The request
Exact reproduction of the data is required, with images excluded.

— START —

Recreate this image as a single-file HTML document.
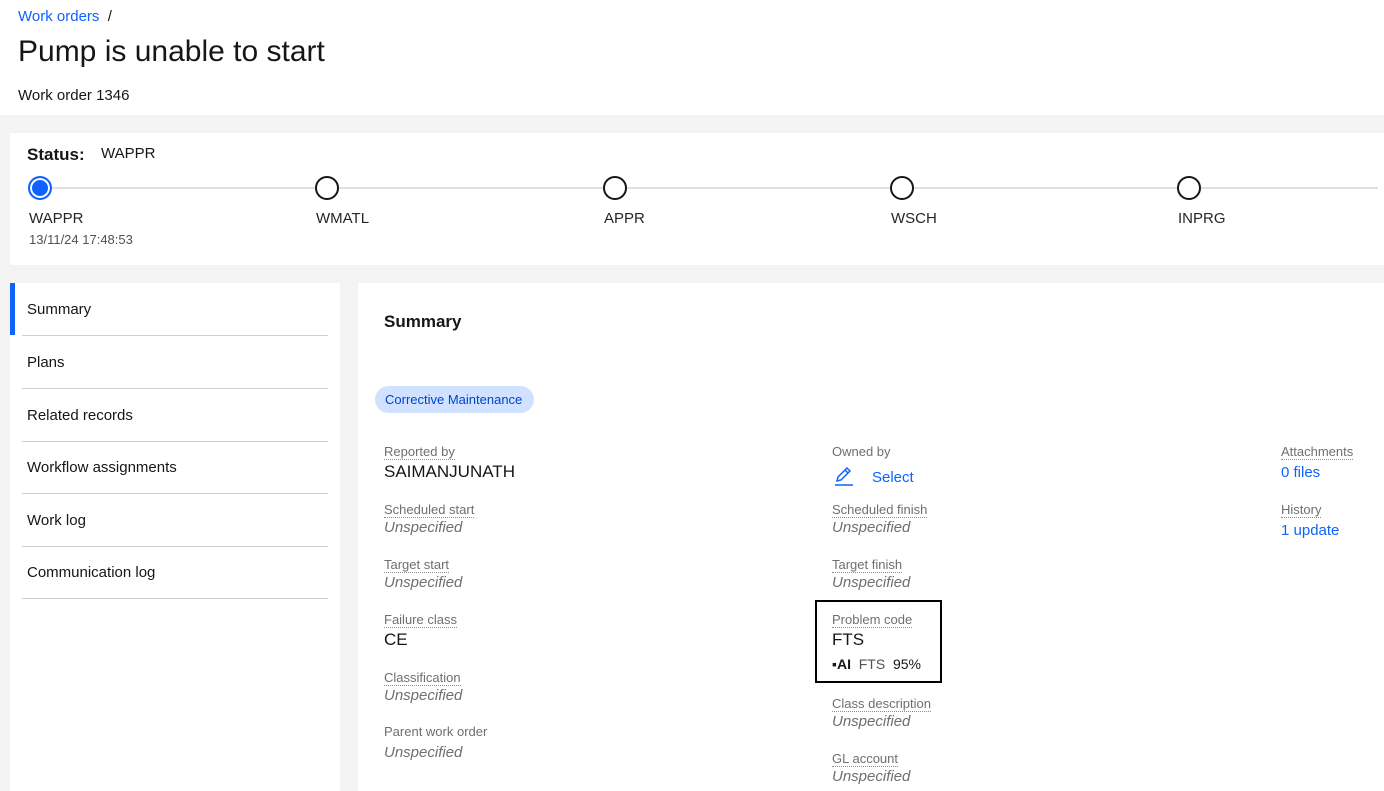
<!DOCTYPE html>
<html><head><style>
*{margin:0;padding:0;box-sizing:border-box}
body{width:1384px;height:791px;overflow:hidden;background:#f3f3f3;font-family:"Liberation Sans",sans-serif;color:#161616;position:relative}
.a{position:absolute;white-space:nowrap}
.lbl{font-size:13px;color:#6f6f6f;border-bottom:1px dotted #8d8d8d;line-height:15px}
.val{font-size:15px;font-style:italic;color:#6f6f6f}
.nav{position:absolute;left:22px;width:306px;height:53px;border-bottom:1px solid #d0d0d0;font-size:15px;padding-left:5px;line-height:53px}
.c{position:absolute;width:24px;height:24px;border:2px solid #161616;border-radius:50%;background:#fff;top:176px}
.st{position:absolute;top:210px;font-size:15px;color:#262626}
</style></head><body>
<div class="a" style="left:0;top:0;width:1384px;height:115px;background:#fff"></div>
<div class="a" style="left:18px;top:8px;font-size:15px;color:#0f62fe">Work orders <span style="color:#161616">&nbsp;/</span></div>
<div class="a" style="left:18px;top:35px;font-size:30px">Pump is unable to start</div>
<div class="a" style="left:18px;top:87px;font-size:15px">Work order 1346</div>

<div class="a" style="left:10px;top:133px;width:1374px;height:132px;background:#fff"></div>
<div class="a" style="left:27px;top:145px;font-size:17px;font-weight:bold">Status:</div>
<div class="a" style="left:101px;top:145px;font-size:15px">WAPPR</div>
<div class="a" style="left:40px;top:187px;width:1338px;height:2px;background:#e0e0e0"></div>
<div class="c" style="left:28px;background:#0f62fe;border-color:#0f62fe;box-shadow:inset 0 0 0 2px #fff"></div>
<div class="c" style="left:315px"></div>
<div class="c" style="left:603px"></div>
<div class="c" style="left:890px"></div>
<div class="c" style="left:1177px"></div>
<div class="st" style="left:29px">WAPPR</div>
<div class="a" style="left:29px;top:232px;font-size:13px;color:#525252">13/11/24 17:48:53</div>
<div class="st" style="left:316px">WMATL</div>
<div class="st" style="left:604px">APPR</div>
<div class="st" style="left:891px">WSCH</div>
<div class="st" style="left:1178px">INPRG</div>

<div class="a" style="left:10px;top:283px;width:330px;height:508px;background:#fff"></div>
<div class="a" style="left:10px;top:283px;width:5px;height:52px;background:#0f62fe"></div>
<div class="nav" style="top:283px">Summary</div>
<div class="nav" style="top:336px">Plans</div>
<div class="nav" style="top:389px">Related records</div>
<div class="nav" style="top:441px">Workflow assignments</div>
<div class="nav" style="top:494px">Work log</div>
<div class="nav" style="top:546px">Communication log</div>

<div class="a" style="left:358px;top:283px;width:1026px;height:508px;background:#fff"></div>
<div class="a" style="left:384px;top:312px;font-size:17px;font-weight:bold">Summary</div>
<div class="a" style="left:375px;top:386px;height:27px;padding:0 12px 0 10px;line-height:27px;border-radius:14px;background:#d0e2ff;color:#0043ce;font-size:13px">Corrective Maintenance</div>

<div class="a lbl" style="left:384px;top:444px">Reported by</div>
<div class="a" style="left:384px;top:462px;font-size:17px">SAIMANJUNATH</div>
<div class="a lbl" style="left:384px;top:502px">Scheduled start</div>
<div class="a val" style="left:384px;top:519px">Unspecified</div>
<div class="a lbl" style="left:384px;top:557px">Target start</div>
<div class="a val" style="left:384px;top:574px">Unspecified</div>
<div class="a lbl" style="left:384px;top:612px">Failure class</div>
<div class="a" style="left:384px;top:630px;font-size:17px">CE</div>
<div class="a lbl" style="left:384px;top:670px">Classification</div>
<div class="a val" style="left:384px;top:687px">Unspecified</div>
<div class="a" style="left:384px;top:724px;font-size:13px;color:#6f6f6f">Parent work order</div>
<div class="a val" style="left:384px;top:744px">Unspecified</div>

<div class="a" style="left:832px;top:444px;font-size:13px;color:#6f6f6f">Owned by</div>
<svg class="a" style="left:834px;top:466px" width="20" height="20" viewBox="0 0 20 20" fill="none" stroke="#0f62fe" stroke-width="1.5"><path d="M3 15l1-4 9-9 3 3-9 9z M11 4l3 3"/><path d="M1 19h18"/></svg>
<div class="a" style="left:872px;top:469px;font-size:15px;color:#0f62fe">Select</div>
<div class="a lbl" style="left:832px;top:502px">Scheduled finish</div>
<div class="a val" style="left:832px;top:519px">Unspecified</div>
<div class="a lbl" style="left:832px;top:557px">Target finish</div>
<div class="a val" style="left:832px;top:574px">Unspecified</div>
<div class="a" style="left:815px;top:600px;width:127px;height:83px;border:2px solid #000"></div>
<div class="a lbl" style="left:832px;top:612px">Problem code</div>
<div class="a" style="left:832px;top:630px;font-size:17px">FTS</div>
<div class="a" style="left:832px;top:656px;font-size:14px"><b>▪AI</b>&nbsp; <span style="color:#525252">FTS</span>&nbsp; 95%</div>
<div class="a lbl" style="left:832px;top:696px">Class description</div>
<div class="a val" style="left:832px;top:713px">Unspecified</div>
<div class="a lbl" style="left:832px;top:751px">GL account</div>
<div class="a val" style="left:832px;top:768px">Unspecified</div>

<div class="a lbl" style="left:1281px;top:444px">Attachments</div>
<div class="a" style="left:1281px;top:464px;font-size:15px;color:#0f62fe">0 files</div>
<div class="a lbl" style="left:1281px;top:502px">History</div>
<div class="a" style="left:1281px;top:522px;font-size:15px;color:#0f62fe">1 update</div>
</body></html>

— END —

Written response
Recreate this image as a single-file HTML document.
<!DOCTYPE html>
<html><head><style>
*{margin:0;padding:0;box-sizing:border-box}
body{width:1384px;height:791px;overflow:hidden;background:#f3f3f3;font-family:"Liberation Sans",sans-serif;color:#161616;position:relative}
.a{position:absolute;white-space:nowrap}
.lbl{font-size:13px;color:#6f6f6f;border-bottom:1px dotted #8d8d8d;line-height:15px}
.val{font-size:15px;font-style:italic;color:#6f6f6f}
.nav{position:absolute;left:22px;width:306px;height:53px;border-bottom:1px solid #d0d0d0;font-size:15px;padding-left:5px;line-height:53px}
.c{position:absolute;width:24px;height:24px;border:2px solid #161616;border-radius:50%;background:#fff;top:176px}
.st{position:absolute;top:210px;font-size:15px;color:#262626}
</style></head><body>
<div class="a" style="left:0;top:0;width:1384px;height:115px;background:#fff"></div>
<div class="a" style="left:18px;top:8px;font-size:15px;color:#0f62fe">Work orders <span style="color:#161616">&nbsp;/</span></div>
<div class="a" style="left:18px;top:35px;font-size:30px">Pump is unable to start</div>
<div class="a" style="left:18px;top:87px;font-size:15px">Work order 1346</div>

<div class="a" style="left:10px;top:133px;width:1374px;height:132px;background:#fff"></div>
<div class="a" style="left:27px;top:145px;font-size:17px;font-weight:bold">Status:</div>
<div class="a" style="left:101px;top:145px;font-size:15px">WAPPR</div>
<div class="a" style="left:40px;top:187px;width:1338px;height:2px;background:#e0e0e0"></div>
<div class="c" style="left:28px;background:#0f62fe;border-color:#0f62fe;box-shadow:inset 0 0 0 2px #fff"></div>
<div class="c" style="left:315px"></div>
<div class="c" style="left:603px"></div>
<div class="c" style="left:890px"></div>
<div class="c" style="left:1177px"></div>
<div class="st" style="left:29px">WAPPR</div>
<div class="a" style="left:29px;top:232px;font-size:13px;color:#525252">13/11/24 17:48:53</div>
<div class="st" style="left:316px">WMATL</div>
<div class="st" style="left:604px">APPR</div>
<div class="st" style="left:891px">WSCH</div>
<div class="st" style="left:1178px">INPRG</div>

<div class="a" style="left:10px;top:283px;width:330px;height:508px;background:#fff"></div>
<div class="a" style="left:10px;top:283px;width:5px;height:52px;background:#0f62fe"></div>
<div class="nav" style="top:283px">Summary</div>
<div class="nav" style="top:336px">Plans</div>
<div class="nav" style="top:389px">Related records</div>
<div class="nav" style="top:441px">Workflow assignments</div>
<div class="nav" style="top:494px">Work log</div>
<div class="nav" style="top:546px">Communication log</div>

<div class="a" style="left:358px;top:283px;width:1026px;height:508px;background:#fff"></div>
<div class="a" style="left:384px;top:312px;font-size:17px;font-weight:bold">Summary</div>
<div class="a" style="left:375px;top:386px;height:27px;padding:0 12px 0 10px;line-height:27px;border-radius:14px;background:#d0e2ff;color:#0043ce;font-size:13px">Corrective Maintenance</div>

<div class="a lbl" style="left:384px;top:444px">Reported by</div>
<div class="a" style="left:384px;top:462px;font-size:17px">SAIMANJUNATH</div>
<div class="a lbl" style="left:384px;top:502px">Scheduled start</div>
<div class="a val" style="left:384px;top:519px">Unspecified</div>
<div class="a lbl" style="left:384px;top:557px">Target start</div>
<div class="a val" style="left:384px;top:574px">Unspecified</div>
<div class="a lbl" style="left:384px;top:612px">Failure class</div>
<div class="a" style="left:384px;top:630px;font-size:17px">CE</div>
<div class="a lbl" style="left:384px;top:670px">Classification</div>
<div class="a val" style="left:384px;top:687px">Unspecified</div>
<div class="a" style="left:384px;top:724px;font-size:13px;color:#6f6f6f">Parent work order</div>
<div class="a val" style="left:384px;top:744px">Unspecified</div>

<div class="a" style="left:832px;top:444px;font-size:13px;color:#6f6f6f">Owned by</div>
<svg class="a" style="left:834px;top:466px" width="20" height="20" viewBox="0 0 20 20" fill="none" stroke="#0f62fe" stroke-width="1.5"><path d="M3 15l1-4 9-9 3 3-9 9z M11 4l3 3"/><path d="M1 19h18"/></svg>
<div class="a" style="left:872px;top:469px;font-size:15px;color:#0f62fe">Select</div>
<div class="a lbl" style="left:832px;top:502px">Scheduled finish</div>
<div class="a val" style="left:832px;top:519px">Unspecified</div>
<div class="a lbl" style="left:832px;top:557px">Target finish</div>
<div class="a val" style="left:832px;top:574px">Unspecified</div>
<div class="a" style="left:815px;top:600px;width:127px;height:83px;border:2px solid #000"></div>
<div class="a lbl" style="left:832px;top:612px">Problem code</div>
<div class="a" style="left:832px;top:630px;font-size:17px">FTS</div>
<div class="a" style="left:832px;top:656px;font-size:14px"><b>▪AI</b>&nbsp; <span style="color:#525252">FTS</span>&nbsp; 95%</div>
<div class="a lbl" style="left:832px;top:696px">Class description</div>
<div class="a val" style="left:832px;top:713px">Unspecified</div>
<div class="a lbl" style="left:832px;top:751px">GL account</div>
<div class="a val" style="left:832px;top:768px">Unspecified</div>

<div class="a lbl" style="left:1281px;top:444px">Attachments</div>
<div class="a" style="left:1281px;top:464px;font-size:15px;color:#0f62fe">0 files</div>
<div class="a lbl" style="left:1281px;top:502px">History</div>
<div class="a" style="left:1281px;top:522px;font-size:15px;color:#0f62fe">1 update</div>
</body></html>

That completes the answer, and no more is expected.